Single-file public domain headers (or MIT licensed) libraries for C (C99)
The main goal of these libraries is to be fast, and usable for games programming - with a sprinkle of machine learning and general maths.
This library is in the style of: https://github.com/nothings/stb
Current Libraries:
- Vector, matrix and quaternion: r2_maths.h
- UTF-8 String library: r2_strings.h
- Simple ncurses like library thing: r2_termui.h
- Minimal unit testing: r2_unit.h
Copy any of the header files you want to use into your code base.
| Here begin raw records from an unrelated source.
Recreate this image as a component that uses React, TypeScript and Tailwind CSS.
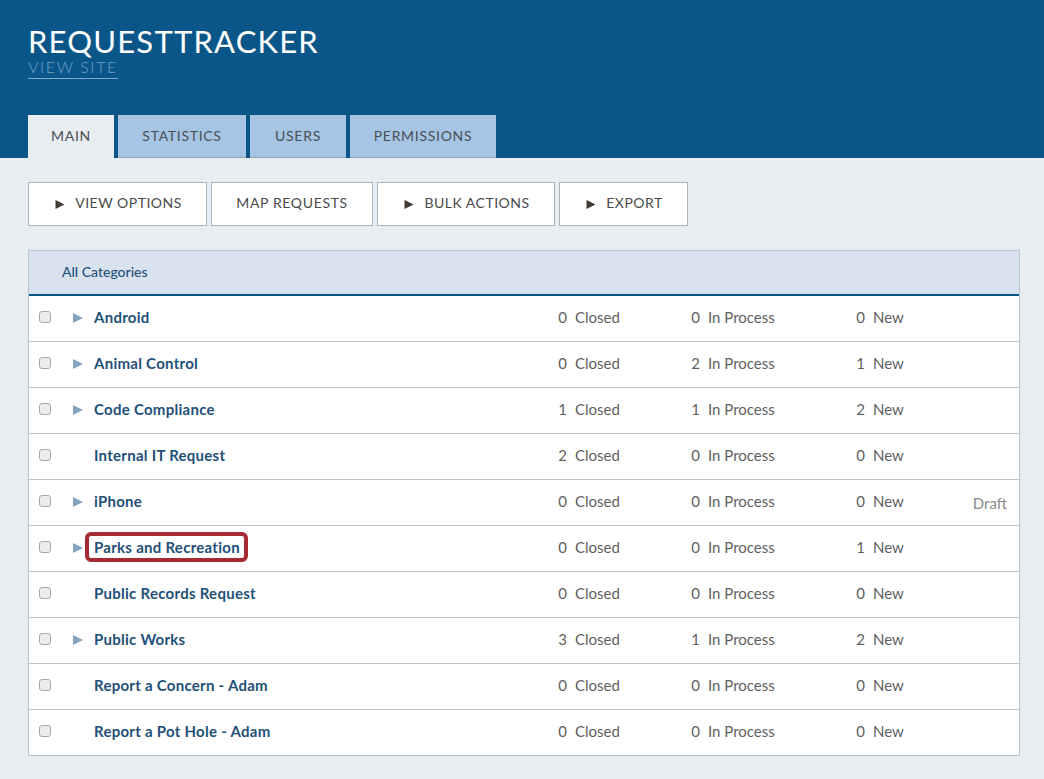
const rows = [
  { name: "Android", arrow: true, closed: 0, process: 0, fresh: 0 },
  { name: "Animal Control", arrow: true, closed: 0, process: 2, fresh: 1 },
  { name: "Code Compliance", arrow: true, closed: 1, process: 1, fresh: 2 },
  { name: "Internal IT Request", arrow: false, closed: 2, process: 0, fresh: 0 },
  { name: "iPhone", arrow: true, closed: 0, process: 0, fresh: 0, draft: true },
  { name: "Parks and Recreation", arrow: true, closed: 0, process: 0, fresh: 1, marked: true },
  { name: "Public Records Request", arrow: false, closed: 0, process: 0, fresh: 0 },
  { name: "Public Works", arrow: true, closed: 3, process: 1, fresh: 2 },
  { name: "Report a Concern - Adam", arrow: false, closed: 0, process: 0, fresh: 0 },
  { name: "Report a Pot Hole - Adam", arrow: false, closed: 0, process: 0, fresh: 0 },
]

const tabs = [
  { label: "MAIN", width: "w-[86px]", active: true },
  { label: "STATISTICS", width: "w-[128px]" },
  { label: "USERS", width: "w-[96px]" },
  { label: "PERMISSIONS", width: "w-[146px]" },
]

const actions = [
  { label: "VIEW OPTIONS", width: "w-[179px]", arrow: true },
  { label: "MAP REQUESTS", width: "w-[162px]" },
  { label: "BULK ACTIONS", width: "w-[178px]", arrow: true },
  { label: "EXPORT", width: "w-[129px]", arrow: true },
]

function Triangle({ className }: { className: string }) {
  return (
    <svg viewBox="0 0 10 10" className={className} fill="currentColor">
      <path d="M0 0 L10 5 L0 10 Z" />
    </svg>
  )
}

function Count({ value, label, width }: { value: number; label: string; width: string }) {
  return (
    <div className={`flex ${width} pt-[2px] text-[15px] text-[#5f5f5f]`}>
      <span className="w-[9px] text-right">{value}</span>
      <span className="ml-[8px]">{label}</span>
    </div>
  )
}

export default function App() {
  return (
    <div className="min-h-[779px] bg-[#e8edf2] font-['Lato','Open_Sans',sans-serif]">
      <header className="h-[158px] bg-[#0b5689] px-[28px] pt-[24px] flex flex-col">
        <h1 className="text-[31px] leading-[34px] text-white tracking-[1.2px]">REQUESTTRACKER</h1>
        <a className="self-start w-[90px] text-[16px] leading-[18px] tracking-[1.6px] text-[#6fa0c8] border-b border-[#7ea9cc] pb-[2px] font-light">
          VIEW SITE
        </a>
        <nav className="flex gap-[4px] mt-auto">
          {tabs.map((tab) => (
            <div
              key={tab.label}
              className={`${tab.width} h-[43px] flex items-center justify-center pb-[2px] text-[14px] tracking-[0.7px] text-[#4a4f55] ${
                tab.active ? "bg-[#e8edf2]" : "bg-[#a6c4e4] border-b border-[#8fa5bb]"
              }`}
            >
              {tab.label}
            </div>
          ))}
        </nav>
      </header>

      <main className="px-[24px] pl-[28px] pt-[24px]">
        <div className="flex gap-[4px]">
          {actions.map((action) => (
            <button
              key={action.label}
              className={`${action.width} h-[44px] flex items-center justify-center pb-[3px] bg-white border border-[#a9b4bf] text-[14px] text-[#4a4a4a] ${
                action.arrow ? "pl-[2px] tracking-[0.5px]" : "tracking-[0.65px]"
              }`}
            >
              {action.arrow && <Triangle className="mr-[10px] mt-[3px] w-[10px] h-[9px] text-[#403a32]" />}
              {action.label}
            </button>
          ))}
        </div>

        <section className="mt-[24px] w-[992px] border border-[#b8c4d2] bg-white">
          <div className="h-[45px] flex items-center pl-[33px] pb-[2px] bg-[#d9e3f0] border-b-2 border-[#0b5689] text-[14px] font-medium text-[#1f5078]">
            All Categories
          </div>
          {rows.map((row, i) => (
            <div
              key={row.name}
              className={`relative flex items-center pb-[4px] ${
                i < rows.length - 1 ? "h-[46px] border-b border-[#bcc5d0]" : "h-[45px]"
              }`}
            >
              <span className="ml-[10px] w-[12px] h-[12px] rounded-[3px] border border-[#a8a8a8] bg-[#ececec]"></span>
              <span className="ml-[22px] w-[21px] mt-[2px]">
                {row.arrow && <Triangle className="w-[10px] h-[10px] text-[#85a4c0]" />}
              </span>
              <span className="w-[464px] pt-[2px] text-[15px] font-bold tracking-[0.27px] text-[#1f5078]">
                <span className={row.marked ? "relative" : ""}>
                  {row.name}
                  {row.marked && (
                    <span className="absolute -left-[9px] -right-[8px] -top-[6px] -bottom-[6px] rounded-[6px] border-[4px] border-[#a52a33]"></span>
                  )}
                </span>
              </span>
              <Count value={row.closed} label="Closed" width="w-[133px]" />
              <Count value={row.process} label="In Process" width="w-[165px]" />
              <Count value={row.fresh} label="New" width="w-[100px]" />
              {row.draft && <span className="absolute right-[12px] top-[12px] text-[15px] text-[#8a8a8a]">Draft</span>}
            </div>
          ))}
        </section>
      </main>
    </div>
  )
}
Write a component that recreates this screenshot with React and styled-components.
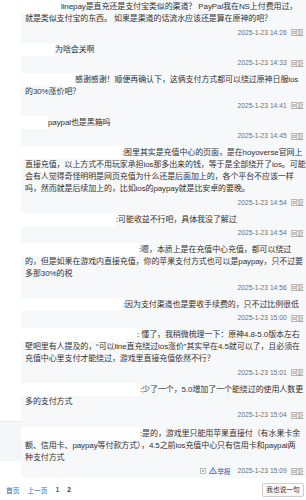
import React from "react";
import styled, { createGlobalStyle } from "styled-components";

const GlobalStyle = createGlobalStyle`
  html, body { margin: 0; padding: 0; background: #fff; }
  body {
    font-family: "Liberation Sans", Arial, "Noto Sans CJK SC", sans-serif;
    width: 306px; height: 500px; overflow: hidden;
  }
`;

const Page = styled.div`
  width: 306px;
  height: 500px;
  display: flex;
  flex-direction: column;
  overflow: hidden;
`;

const List = styled.div`
  display: flex;
  flex-direction: column;
`;

const Item = styled.div`
  display: flex;
  margin-top: ${(p) => (p.$active ? "-4.5px" : "0")};
`;

const Gutter = styled.div`
  flex: 0 0 21px;
  display: flex;
  flex-direction: column;
`;

const GutterMark = styled.div`
  height: 40px;
  box-sizing: border-box;
  background: #f5f6f8;
  border-top: 1px solid #e9eaec;
`;

const Body = styled.div`
  flex: 1;
  min-width: 0;
  background: #f7f8fa;
  padding: ${(p) => (p.$active ? "7px 2px 1px 4px" : "1px 2px 4.5px 4px")};
`;

const Content = styled.div`
  font-size: 8px;
  line-height: 12px;
  letter-spacing: -0.1px;
  color: #333;
  white-space: nowrap;
`;

const Name = styled.span`
  display: inline-block;
  vertical-align: top;
  width: ${(p) => p.$w}px;
  height: 13px;
  margin: -1px 0 0 -4px;
  background: #fff;
`;

const TimeRow = styled.div`
  margin-top: 1px;
  height: 12px;
  display: flex;
  justify-content: flex-end;
  align-items: center;
  gap: 4px;
  font-size: 6.7px;
  color: #6f6f6f;
`;

const ReplyLink = styled.span`
  color: #888;
`;

const Ops = styled.span`
  display: flex;
  align-items: center;
  gap: 3px;
  margin-right: 3px;
`;

const Report = styled.span`
  display: flex;
  align-items: center;
  color: #2d64b3;
`;

const Pager = styled.div`
  flex: 1;
  display: flex;
  align-items: center;
  justify-content: space-between;
  padding: 2px 2px 0 6px;
`;

const PageLinks = styled.div`
  display: flex;
  align-items: center;
  gap: 8px;
  font-size: 6.7px;
`;

const PageLink = styled.span`
  color: ${(p) => (p.$current ? "#333" : "#2d64b3")};
  font-weight: ${(p) => (p.$num ? "bold" : "normal")};
`;

const SayButton = styled.button`
  width: 42px;
  height: 14px;
  padding: 0;
  margin-top: 1px;
  box-sizing: border-box;
  border: 1px solid #cfcfcf;
  border-radius: 2px;
  background: linear-gradient(#ffffff, #f6f6f6);
  color: #333;
  font-family: inherit;
  font-size: 6.7px;
  line-height: 12px;
`;

const DropIcon = () => (
  <svg width="6" height="6" viewBox="0 0 6 6">
    <rect x="0.5" y="0.5" width="5" height="5" fill="#fff" stroke="#aaa" strokeWidth="0.8" />
    <path d="M1.6 2.4 L4.4 2.4 L3 3.9 Z" fill="#666" />
  </svg>
);

const WarnIcon = () => (
  <svg width="8" height="7" viewBox="0 0 8 7">
    <path d="M4 0.6 L7.5 6.5 L0.5 6.5 Z" fill="none" stroke="#2d64b3" strokeWidth="0.8" strokeLinejoin="round" />
    <path d="M4 2.5 L4 4.6" stroke="#2d64b3" strokeWidth="0.8" />
    <circle cx="4" cy="5.4" r="0.4" fill="#2d64b3" />
  </svg>
);

const replies = [
  {
    w: 40,
    lines: [
      "linepay是直充还是支付宝类似的渠道？ PayPal我在NS上付费用过，",
      "就是类似支付宝的东西。 如果是渠道的话流水应该还是算在原神的吧？",
    ],
    time: "2025-1-23 14:26",
  },
  { w: 34, lines: ["为啥会关啊"], time: "2025-1-23 14:33" },
  {
    w: 54,
    lines: ["感谢感谢！顺便再确认下，这俩支付方式都可以绕过原神日服ios", "的30%涨价吧？"],
    time: "2025-1-23 14:41",
  },
  { w: 27, lines: ["paypal也是黑箱吗"], time: "2025-1-23 14:45" },
  {
    w: 101,
    lines: [
      ":图里其实是充值中心的页面，是在hoyoverse官网上",
      "直接充值，以上方式不用玩家承担ios那多出来的钱，等于是全部绕开了ios。可能",
      "会有人觉得奇怪明明是网页充值为什么还是后面加上的，各个平台不应该一样",
      "吗，然而就是后续加上的，比如ios的paypay就是比安卓的要晚。",
    ],
    time: "2025-1-23 14:54",
  },
  { w: 95, lines: [":可能收益不行吧，具体我没了解过"], time: "2025-1-23 14:54" },
  {
    w: 118,
    lines: [
      ":嗯，本质上是在充值中心充值，都可以绕过",
      "的，但是如果在游戏内直接充值，你的苹果支付方式也可以是paypay，只不过要",
      "多那30%的税",
    ],
    time: "2025-1-23 14:56",
  },
  { w: 102, lines: [":因为支付渠道也是要收手续费的，只不过比例很低"], time: "2025-1-23 15:00" },
  {
    w: 116,
    lines: [
      ": 懂了，我稍微梳理一下：原神4.8-5.0版本左右",
      "壁吧里有人提及的，“可以line直充绕过ios涨价”其实早在4.5就可以了，且必须在",
      "充值中心里支付才能绕过，游戏里直接充值依然不行？",
    ],
    time: "2025-1-23 15:01",
  },
  {
    w: 119,
    lines: [":少了一个，5.0增加了一个能绕过的使用人数更", "多的支付方式"],
    time: "2025-1-23 15:04",
  },
  {
    w: 119,
    active: true,
    lines: [
      ":是的，游戏里只能用苹果直接付（有水果卡余",
      "额、信用卡、paypay等付款方式），4.5之前ios充值中心只有信用卡和paypal两",
      "种支付方式",
    ],
    time: "2025-1-23 15:09",
  },
];

export default function App() {
  return (
    <Page>
      <GlobalStyle />
      <List>
        {replies.map((r, i) => (
          <Item key={i} $active={r.active}>
            <Gutter>{r.active && <GutterMark />}</Gutter>
            <Body $active={r.active}>
              <Content>
                <Name $w={r.w} />
                {r.lines.map((l, j) => (
                  <React.Fragment key={j}>
                    {j > 0 && <br />}
                    {l}
                  </React.Fragment>
                ))}
              </Content>
              <TimeRow>
                {r.active && (
                  <Ops>
                    <DropIcon />
                    <Report>
                      <WarnIcon />
                      举报
                    </Report>
                  </Ops>
                )}
                <span>{r.time}</span>
                <ReplyLink>回复</ReplyLink>
              </TimeRow>
            </Body>
          </Item>
        ))}
      </List>
      <Pager>
        <PageLinks>
          <PageLink>首页</PageLink>
          <PageLink>上一页</PageLink>
          <PageLink $num>1</PageLink>
          <PageLink $num $current>2</PageLink>
        </PageLinks>
        <SayButton>我也说一句</SayButton>
      </Pager>
    </Page>
  );
}
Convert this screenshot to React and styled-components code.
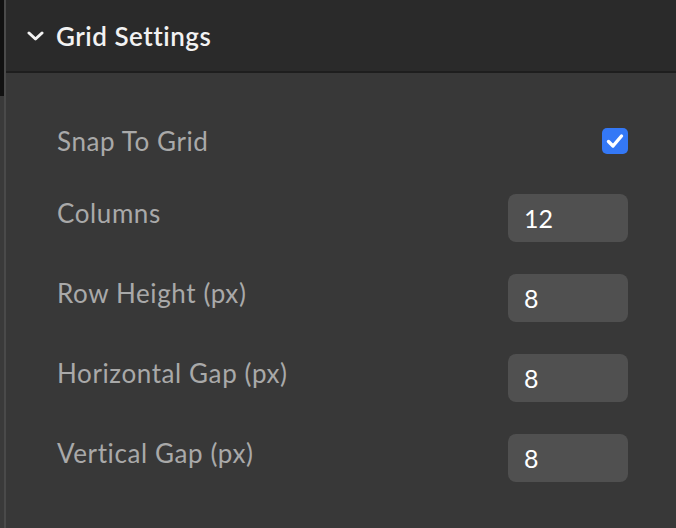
import React, { useState } from 'react';
import styled, { createGlobalStyle } from 'styled-components';

const GlobalStyle = createGlobalStyle`
  html, body {
    margin: 0;
    padding: 0;
    background: #383838;
  }
  body {
    font-family: Lato, "Open Sans", sans-serif;
  }
`;

const Page = styled.div`
  display: flex;
  width: 676px;
  height: 528px;
  overflow: hidden;
`;

const Gutter = styled.div`
  width: 4px;
  display: flex;
  flex-direction: column;
`;

const GutterTop = styled.div`
  height: 96px;
  background: #111111;
`;

const GutterBottom = styled.div`
  flex: 1;
  background: #3a3a3a;
`;

const Divider = styled.div`
  width: 2px;
  background: #4a4a4a;
`;

const Panel = styled.section`
  flex: 1;
  display: flex;
  flex-direction: column;
  background: #383838;
`;

const Header = styled.button`
  box-sizing: border-box;
  display: flex;
  align-items: center;
  gap: 12px;
  height: 73px;
  padding: 0 0 0 21px;
  border: none;
  border-bottom: 2px solid #1e1e1e;
  background: #2a2a2a;
  color: #f2f2f2;
  font-family: inherit;
  font-size: 26px;
  font-weight: 600;
  letter-spacing: 0.5px;
  text-align: left;
  cursor: pointer;
`;

const Body = styled.div`
  display: flex;
  flex-direction: column;
  gap: 32px;
  padding: 47px 48px 0 51px;
`;

const Row = styled.div`
  display: flex;
  align-items: center;
  justify-content: space-between;
  height: ${p => p.$height}px;
`;

const Label = styled.label`
  color: #a9a9a9;
  font-size: 26px;
  letter-spacing: 0.6px;
  padding-bottom: ${p => p.$lift}px;
`;

const Check = styled.span`
  display: flex;
  align-items: center;
  justify-content: center;
  width: 26px;
  height: 26px;
  border-radius: 5px;
  background: ${p => (p.$on ? '#3478f6' : '#505050')};
  cursor: pointer;
`;

const NumberInput = styled.input`
  box-sizing: border-box;
  width: 120px;
  height: 48px;
  padding: 0 0 0 16px;
  border: none;
  border-radius: 8px;
  background: #505050;
  color: #ffffff;
  font-family: inherit;
  font-size: 25px;
  outline: none;
`;

const Chevron = () => (
  <svg width="17" height="10" viewBox="0 0 17 10">
    <path d="M2 2 L8.5 8 L15 2" fill="none" stroke="#f2f2f2" strokeWidth="3" strokeLinecap="round" strokeLinejoin="round" />
  </svg>
);

const fields = [
  { label: 'Columns', value: '12' },
  { label: 'Row Height (px)', value: '8' },
  { label: 'Horizontal Gap (px)', value: '8' },
  { label: 'Vertical Gap (px)', value: '8' },
];

export default function App() {
  const [snap, setSnap] = useState(true);
  const [values, setValues] = useState(fields.map(f => f.value));

  return (
    <Page>
      <GlobalStyle />
      <Gutter>
        <GutterTop />
        <GutterBottom />
      </Gutter>
      <Divider />
      <Panel>
        <Header>
          <Chevron />
          Grid Settings
        </Header>
        <Body>
          <Row $height={42}>
            <Label $lift={0}>Snap To Grid</Label>
            <Check $on={snap} onClick={() => setSnap(!snap)}>
              {snap && (
                <svg width="18" height="16" viewBox="0 0 18 16">
                  <path d="M2.5 8.5 L7 13 L15.5 3" fill="none" stroke="#ffffff" strokeWidth="3.4" strokeLinecap="round" strokeLinejoin="round" />
                </svg>
              )}
            </Check>
          </Row>
          {fields.map((f, i) => (
            <Row key={f.label} $height={48}>
              <Label $lift={10}>{f.label}</Label>
              <NumberInput
                value={values[i]}
                onChange={e => {
                  const next = [...values];
                  next[i] = e.target.value;
                  setValues(next);
                }}
              />
            </Row>
          ))}
        </Body>
      </Panel>
    </Page>
  );
}
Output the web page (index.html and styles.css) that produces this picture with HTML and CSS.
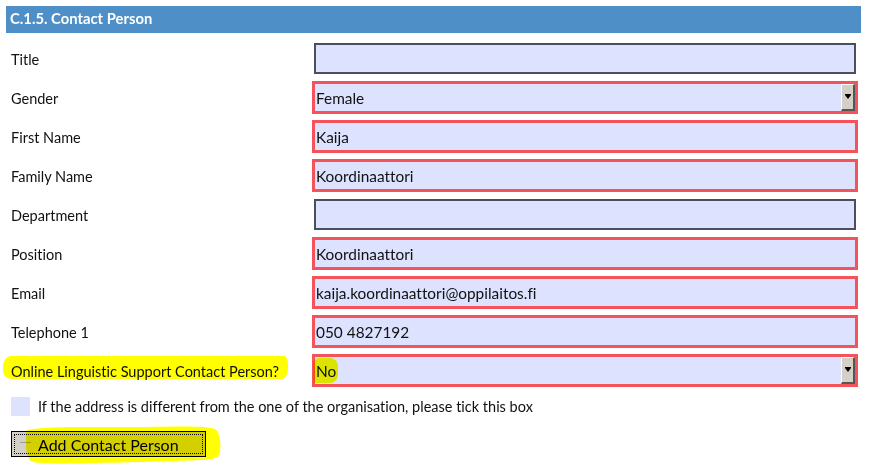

See the header files for instructions (mostly you just include them).
Example:
curl https://raw.githubusercontent.com/robrohan/r2/main/r2_termui.h > ./src/r2_termui.h
- Clone this library as a git submodule into a target project:
$ cd my_project
$ mkdir vendor
$ cd vendor
$ git submodule add https://github.com/robrohan/r2.git
- Then the vendor directory to your compiler flags:
-I./vendor
- In the main part of your application (only once), import the library with the implementation flag:
...
# include <limits.h>
# define R2_MATHS_IMPLEMENTATION
# include "r2/r2_maths.h"
# include <string.h>
...
- Anywhere else you need the functions, use the include without the flag:
# include <limits.h>
# include "r2/r2_maths.h"
# include <string.h>
- Go for gold. See
tests/r2_maths.c
for some example usages, or look atr2_maths.h
for reference.
vec3 v1 = {.x = 3.f, .y = 3.f, .z = 3.f};
vec3 v2 = {.x = -30.f, .y = 30.f, .z = -30.f};
vec4 *out = calloc(sizeof(vec4), 1);
vec3_cross(&v1, &v2, out);
make test
Note: If you are on windows, currently, you'll have to write something like a test.bat
yourself (or
some magic to import the files into Visual Studio). You can use test.sh
as a template.
To compile and run the code in web assembly, first make sure you have
emscripten setup, working, and the emcc
environment variables setup:
source ~/Projects/spikes/emsdk/emsdk_env.sh
Then just run make test_wasm
or if you wish run test.sh
passing in the emcc
compiler and output
to html
:
CC=emcc OUT=run_tests.html ./test.sh
You can then use run some sort of http server within the main directory (busboy for example), and then load the HTML page in your browser.